Émouvante étrangeté des "Portraits d’intérieurs" à la Villa Sauber
Tout lieu habité peut être considéré comme un portrait de son occupant. Même s’il n’en a pas vraiment conscience, l’agencement, la décoration des murs, les objets ou les images choisies, ne sont jamais là par hasard. Les meubles aussi ont une histoire, quelquefois ancienne (héritage, récupérations familiales, etc.).
Le décor dans lequel on a choisi de vivre n’est jamais anodin, il évoque notre passé, dit notre besoin ou non de confort, de clarté ou à contrario de désordre, d’accumulation, etc..
Chaque élément qui compose un "intérieur" a du sens, raconte quelque chose, renvoie à un souvenir ou possède une narration propre pour l’occupant ou pour qui sait la lire.
L’exposition "Portraits d’intérieur" (intérieurs de portraits ?) de la Villa Sauber fait preuve d’une grande originalité en exposant l’intime (exposer l’intime, un paradoxe), mais un intime fictionnel, pensé, fabriqué, par cinq artistes aux univers très différents qui nous font pénétrer dans des lieux privés, secrets, singuliers.
Dans la pièce très sombre de Laure Prouvost, "Wantee", on a l’impression d’arriver chez des gens à leur insu (ou après leur mort), dans des lieux chargés d’histoire(s).
Le film projeté redouble cette sensation en nous montrant de plus près les objets, le décor dans lequel on évolue. Les meubles portent encore la trace de leurs occupants après qu’ils aient disparus. Il y a quelque chose de presque gênant, de l’ordre de l’intrusion, du voyeurisme.
La caméra se promène sur les sculptures, dessins, peintures, céramiques et éléments de mobilier de cette maison étrange surchargée de signes et d’œuvres d’art d’un grand père imaginaire, Grandad, qui aurait été un artiste conceptuel, minimal, presque brut, proche de Schwitters.
L’installation est à la taille d’un appartement.
On y découvre la cuisine avec son brûleur, ses étagères, une chaise au pied coupé maintenu en équilibre grâce à une petite pile de livres, des objets étonnants : théière à trompe, tasses à bouches pulpeuses. Les fenêtres sont couvertes de signes graphiques, etc. Un univers étrange et sensible raconté par une voix off qui se dit gênée de montrer le désordre régnant.
Autre chambre, nettement plus claire, celle d’un personnage de lumière, Jean Cocteau, dont Marc-Camille Chaimovicz a tenté la reconstitution de la chambre imaginaire des "Enfants Terribles", une installation où chaque élément du décor renvoie à des œuvre du poète-plasticien-cinéaste.
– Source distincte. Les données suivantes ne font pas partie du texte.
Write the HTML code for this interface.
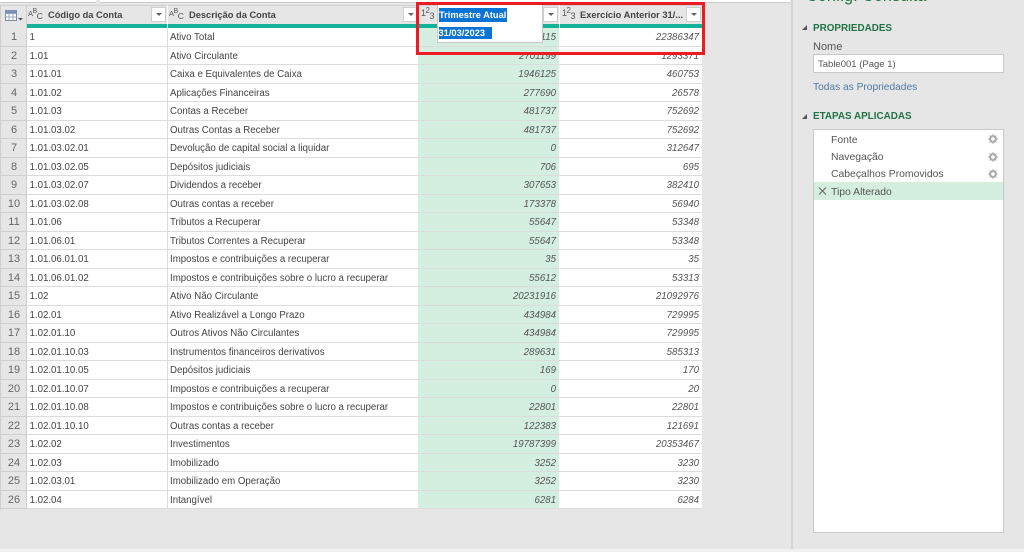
<!DOCTYPE html>
<html lang="pt"><head><meta charset="utf-8"><title>Power Query</title>
<style>
html,body{margin:0;padding:0}
body{width:1024px;height:552px;overflow:hidden;position:relative;background:#e6e6e6;font-family:"Liberation Sans",sans-serif;font-size:9.7px;color:#444}
#w{position:absolute;left:0;top:0;width:1024px;height:552px;filter:blur(.35px)}
.a{position:absolute}
.r{position:absolute;left:0;width:702px;height:18.5px;line-height:20.5px}
.r i,.r b,.r u,.r s,.r em{position:absolute;top:0;height:17.5px;border-bottom:1px solid #dcdcdc;font-style:normal;font-weight:normal;text-decoration:none;white-space:nowrap;box-sizing:content-box;overflow:hidden}
.r i{left:1px;width:26px;background:#e6e6e6;text-align:center;color:#666;font-size:11px;border-bottom:1px solid #cfcfcf;box-shadow:inset -1px 0 #cfcfcf;line-height:19.5px}
.r b{left:27px;width:137.5px;padding-left:2.5px;background:#fff;border-right:1px solid #dcdcdc}
.r u{left:168px;width:248px;padding-left:2px;background:#fff;border-right:1px solid #dcdcdc}
.r s{left:418px;width:138px;padding-right:3px;background:#d4eee0;text-align:right;font-style:italic;color:#555;font-size:9.7px}
.r em{left:559px;width:140px;padding-right:3px;background:#fff;text-align:right;font-style:italic;color:#555;font-size:9.7px}
.h{position:absolute;top:5px;height:19px;line-height:21.5px;font-weight:bold;color:#444;font-size:9.3px;white-space:nowrap}
.dd{position:absolute;top:7px;width:13px;height:13px;background:#fff;border:1px solid #cfcfcf}
.dd:after{content:"";position:absolute;left:3.5px;top:5px;border:3px solid transparent;border-top:3px solid #666;border-bottom:0}
.ty{position:absolute;top:8px;color:#555;font-size:7.5px;white-space:nowrap;font-weight:normal;letter-spacing:-.5px}
.ty sup{font-size:7px;position:relative;top:-3px;vertical-align:baseline}
.ty sub{font-size:8.5px;position:relative;top:2.5px;vertical-align:baseline}
.sel{position:absolute;left:439px;background:#0a73d6;color:#fff;font-weight:bold;font-size:9.3px;white-space:nowrap}
.g{color:#217346;font-weight:bold;font-size:9.9px;position:absolute;left:813px;white-space:nowrap}
.tri{position:absolute;left:802px;width:0;height:0;border-left:5px solid transparent;border-bottom:5px solid #555}
.st{position:absolute;left:831px;font-size:10.4px;color:#555;white-space:nowrap}
.gear{position:absolute;left:988px;width:10px;height:10px}
</style></head><body><div id="w">
<div class="a" style="left:0;top:0;width:96px;height:2px;background:#fff;border-bottom:1px solid #ccc"></div>
<div class="a" style="left:100px;top:0;width:690px;height:2px;background:#fff;border-bottom:1px solid #ccc"></div>
<div class="a" style="left:0;top:5px;width:702px;height:19px;background:#e6e6e6;border-top:1px solid #d0d0d0"></div>
<div class="a" style="left:1px;top:24px;width:26px;height:4px;background:#e6e6e6"></div>
<div class="a" style="left:27px;top:24px;width:675px;height:4px;background:#13b39a"></div>
<div class="a" style="left:0;top:5px;width:1px;height:505px;background:#cfcfcf"></div>
<div class="a" style="left:26px;top:5px;width:1px;height:23px;background:#cfcfcf"></div>
<div class="a" style="left:167px;top:5px;width:1px;height:23px;background:#fff"></div>
<div class="a" style="left:418px;top:5px;width:1px;height:23px;background:#fff"></div>
<div class="a" style="left:559px;top:5px;width:1px;height:23px;background:#fff"></div>
<svg class="a" style="left:5px;top:10px" width="20" height="13" viewBox="0 0 20 13"><rect x=".5" y=".5" width="11" height="10" fill="#fff" stroke="#7a8aa8"/><path d="M.5 3.5h11M.5 7h11M4 .5v10M8 .5v10" stroke="#9aa8c0" fill="none"/><path d="M.5 .5h11v3h-11z" fill="#7f93b8"/><path d="M13 8h5l-2.5 2.5z" fill="#555"/></svg>
<div class="ty" style="left:28px">A<sup>B</sup><sub>C</sub></div>
<div class="h" style="left:48px">Código da Conta</div><div class="dd" style="left:151px"></div>
<div class="ty" style="left:169px">A<sup>B</sup><sub>C</sub></div>
<div class="h" style="left:189px">Descrição da Conta</div><div class="dd" style="left:403px"></div>
<div class="ty" style="left:421px;font-size:9px">1<sup style="font-size:8px">2</sup><sub style="font-size:9px">3</sub></div>
<div class="ty" style="left:562px;font-size:9px">1<sup style="font-size:8px">2</sup><sub style="font-size:9px">3</sub></div>
<div class="h" style="left:580px">Exercício Anterior 31/...</div><div class="dd" style="left:686px"></div>
<div class="dd" style="left:543px"></div>

<div class="r" style="top:28px"><i>1</i><b>1</b><u>Ativo Total</u><s>21819115</s><em>22386347</em></div>
<div class="r" style="top:46.5px"><i>2</i><b>1.01</b><u>Ativo Circulante</u><s>2701199</s><em>1293371</em></div>
<div class="r" style="top:65px"><i>3</i><b>1.01.01</b><u>Caixa e Equivalentes de Caixa</u><s>1946125</s><em>460753</em></div>
<div class="r" style="top:83.5px"><i>4</i><b>1.01.02</b><u>Aplicações Financeiras</u><s>277690</s><em>26578</em></div>
<div class="r" style="top:102px"><i>5</i><b>1.01.03</b><u>Contas a Receber</u><s>481737</s><em>752692</em></div>
<div class="r" style="top:120.5px"><i>6</i><b>1.01.03.02</b><u>Outras Contas a Receber</u><s>481737</s><em>752692</em></div>
<div class="r" style="top:139px"><i>7</i><b>1.01.03.02.01</b><u>Devolução de capital social a liquidar</u><s>0</s><em>312647</em></div>
<div class="r" style="top:157.5px"><i>8</i><b>1.01.03.02.05</b><u>Depósitos judiciais</u><s>706</s><em>695</em></div>
<div class="r" style="top:176px"><i>9</i><b>1.01.03.02.07</b><u>Dividendos a receber</u><s>307653</s><em>382410</em></div>
<div class="r" style="top:194.5px"><i>10</i><b>1.01.03.02.08</b><u>Outras contas a receber</u><s>173378</s><em>56940</em></div>
<div class="r" style="top:213px"><i>11</i><b>1.01.06</b><u>Tributos a Recuperar</u><s>55647</s><em>53348</em></div>
<div class="r" style="top:231.5px"><i>12</i><b>1.01.06.01</b><u>Tributos Correntes a Recuperar</u><s>55647</s><em>53348</em></div>
<div class="r" style="top:250px"><i>13</i><b>1.01.06.01.01</b><u>Impostos e contribuições a recuperar</u><s>35</s><em>35</em></div>
<div class="r" style="top:268.5px"><i>14</i><b>1.01.06.01.02</b><u>Impostos e contribuições sobre o lucro a recuperar</u><s>55612</s><em>53313</em></div>
<div class="r" style="top:287px"><i>15</i><b>1.02</b><u>Ativo Não Circulante</u><s>20231916</s><em>21092976</em></div>
<div class="r" style="top:305.5px"><i>16</i><b>1.02.01</b><u>Ativo Realizável a Longo Prazo</u><s>434984</s><em>729995</em></div>
<div class="r" style="top:324px"><i>17</i><b>1.02.01.10</b><u>Outros Ativos Não Circulantes</u><s>434984</s><em>729995</em></div>
<div class="r" style="top:342.5px"><i>18</i><b>1.02.01.10.03</b><u>Instrumentos financeiros derivativos</u><s>289631</s><em>585313</em></div>
<div class="r" style="top:361px"><i>19</i><b>1.02.01.10.05</b><u>Depósitos judiciais</u><s>169</s><em>170</em></div>
<div class="r" style="top:379.5px"><i>20</i><b>1.02.01.10.07</b><u>Impostos e contribuições a recuperar</u><s>0</s><em>20</em></div>
<div class="r" style="top:398px"><i>21</i><b>1.02.01.10.08</b><u>Impostos e contribuições sobre o lucro a recuperar</u><s>22801</s><em>22801</em></div>
<div class="r" style="top:416.5px"><i>22</i><b>1.02.01.10.10</b><u>Outras contas a receber</u><s>122383</s><em>121691</em></div>
<div class="r" style="top:435px"><i>23</i><b>1.02.02</b><u>Investimentos</u><s>19787399</s><em>20353467</em></div>
<div class="r" style="top:453.5px"><i>24</i><b>1.02.03</b><u>Imobilizado</u><s>3252</s><em>3230</em></div>
<div class="r" style="top:472px"><i>25</i><b>1.02.03.01</b><u>Imobilizado em Operação</u><s>3252</s><em>3230</em></div>
<div class="r" style="top:490.5px"><i>26</i><b>1.02.04</b><u>Intangível</u><s>6281</s><em>6284</em></div>

<div class="a" style="left:437px;top:5px;width:104px;height:37px;background:#fff;border:1px solid #c8c8c8;border-top:0"></div>
<div class="sel" style="top:8px;height:14px;line-height:15px;width:68px;overflow:hidden">Trimestre Atual</div>
<div class="sel" style="top:27px;height:12px;line-height:13px;width:53px;left:438.5px;overflow:hidden">31/03/2023</div>

<div class="a" style="left:416px;top:2px;width:289px;height:52.5px;border:3px solid #ed1c24;border-right-width:3.5px;box-sizing:border-box"></div>

<div class="a" style="left:791px;top:0;width:2px;height:549px;background:#d4d4d4"></div>
<div class="a" style="left:0;top:549px;width:1024px;height:3px;background:#f0f0f0"></div>
<div class="a" style="left:806px;top:-13.5px;font-size:16.3px;color:#217346;white-space:nowrap">Config. Consulta</div>

<div class="tri" style="top:25px"></div>
<div class="g" style="top:22.5px">PROPRIEDADES</div>
<div class="a" style="left:813px;top:41px;font-size:11px;color:#555">Nome</div>
<div class="a" style="left:813px;top:54px;width:191px;height:19px;background:#fff;border:1px solid #c8c8c8;box-sizing:border-box;padding-left:4px;line-height:19px;font-size:9.5px;color:#555;white-space:nowrap">Table001 (Page 1)</div>
<div class="a" style="left:813px;top:82px;font-size:10.2px;color:#4f7aa8;white-space:nowrap">Todas as Propriedades</div>
<div class="tri" style="top:114px"></div>
<div class="g" style="top:111px">ETAPAS APLICADAS</div>
<div class="a" style="left:813px;top:129px;width:191px;height:404px;background:#fff;border:1px solid #c8c8c8;box-sizing:border-box"></div>
<div class="a" style="left:814px;top:182px;width:189px;height:18px;background:#d4eee0"></div>
<div class="st" style="top:134.5px">Fonte</div>
<div class="st" style="top:152px">Navegação</div>
<div class="st" style="top:169px">Cabeçalhos Promovidos</div>
<div class="st" style="top:186.5px">Tipo Alterado</div>
<svg class="a" style="left:818px;top:187px" width="9" height="8" viewBox="0 0 9 8"><path d="M1 .5l7 7M8 .5l-7 7" stroke="#666" fill="none"/></svg>
<svg class="gear" style="top:134px" viewBox="0 0 9 9"><circle cx="4.5" cy="4.5" r="2.7" fill="none" stroke="#aaa" stroke-width="1.6"/><path d="M4.5 0v9M0 4.5h9M1.3 1.3l6.400 6.400M7.700 1.300l-6.400 6.400" stroke="#aaa" stroke-width=".8"/><circle cx="4.5" cy="4.5" r="1.5" fill="#fff"/></svg>
<svg class="gear" style="top:151.5px" viewBox="0 0 9 9"><circle cx="4.5" cy="4.5" r="2.7" fill="none" stroke="#aaa" stroke-width="1.6"/><path d="M4.5 0v9M0 4.5h9M1.3 1.3l6.400 6.400M7.700 1.300l-6.400 6.400" stroke="#aaa" stroke-width=".8"/><circle cx="4.5" cy="4.5" r="1.5" fill="#fff"/></svg>
<svg class="gear" style="top:169px" viewBox="0 0 9 9"><circle cx="4.5" cy="4.5" r="2.7" fill="none" stroke="#aaa" stroke-width="1.6"/><path d="M4.5 0v9M0 4.5h9M1.3 1.3l6.400 6.400M7.700 1.300l-6.400 6.400" stroke="#aaa" stroke-width=".8"/><circle cx="4.5" cy="4.5" r="1.5" fill="#fff"/></svg>
</div></body></html>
Aux murs, des tableaux d’artistes amis : Marie Laurencin, Warhol, Alvi, Tilmans
En relation avec cette installation, est présenté un choix d’œuvres de la collection du NMNM comprenant des dessins de Bérard, décorateur et ami de Cocteau (rideau de la fenêtre de l’escalier, papiers peints et dessins, esquisses de décors d’appartements ou de théâtre...)
Au premier niveau, passée la très belle antichambre en velours jaune cousu d’éléments de coton colorés (reconstitution d’un décor de Christian Bérard pour l’Institut Guerlain des Champs Elysées), une grande pièce aux vitres teintées présente les dessins de Nick Mauss, artiste new yorkais, en dialogue avec des projets de mises en scène et de décors issus des collections du NMNM (photos de Brancusi, des dessins de Cocteau, etc.).
Autre type d’ambiance insolite avec "Body double", où Brice Dellsperger rejoue les personnages de certaines scènes de films culte (comme Pulsion) devant des décors incrustés sur l’image (grâce aux fonds verts). Une présence-absence de décors fantômes aisément multipliables.
Avec "Isola Bella", très beau papier peint de 1842 représentant une végétation luxuriante, Danica Dakic a couvert le mur d’un foyer de personnes handicapées, transformant une petite salle en scène de théâtre sur laquelle les pensionnaires au visage couvert d’un masque interprètent des scènettes improvisées.
Le décalage entre la l’exubérance de la végétation, les chaises et les acteurs interprétant leur propre vie, est saisissant.
L’ensemble de ces portraits d’intérieurs est un voyage dont on revient troublé et déconcerté.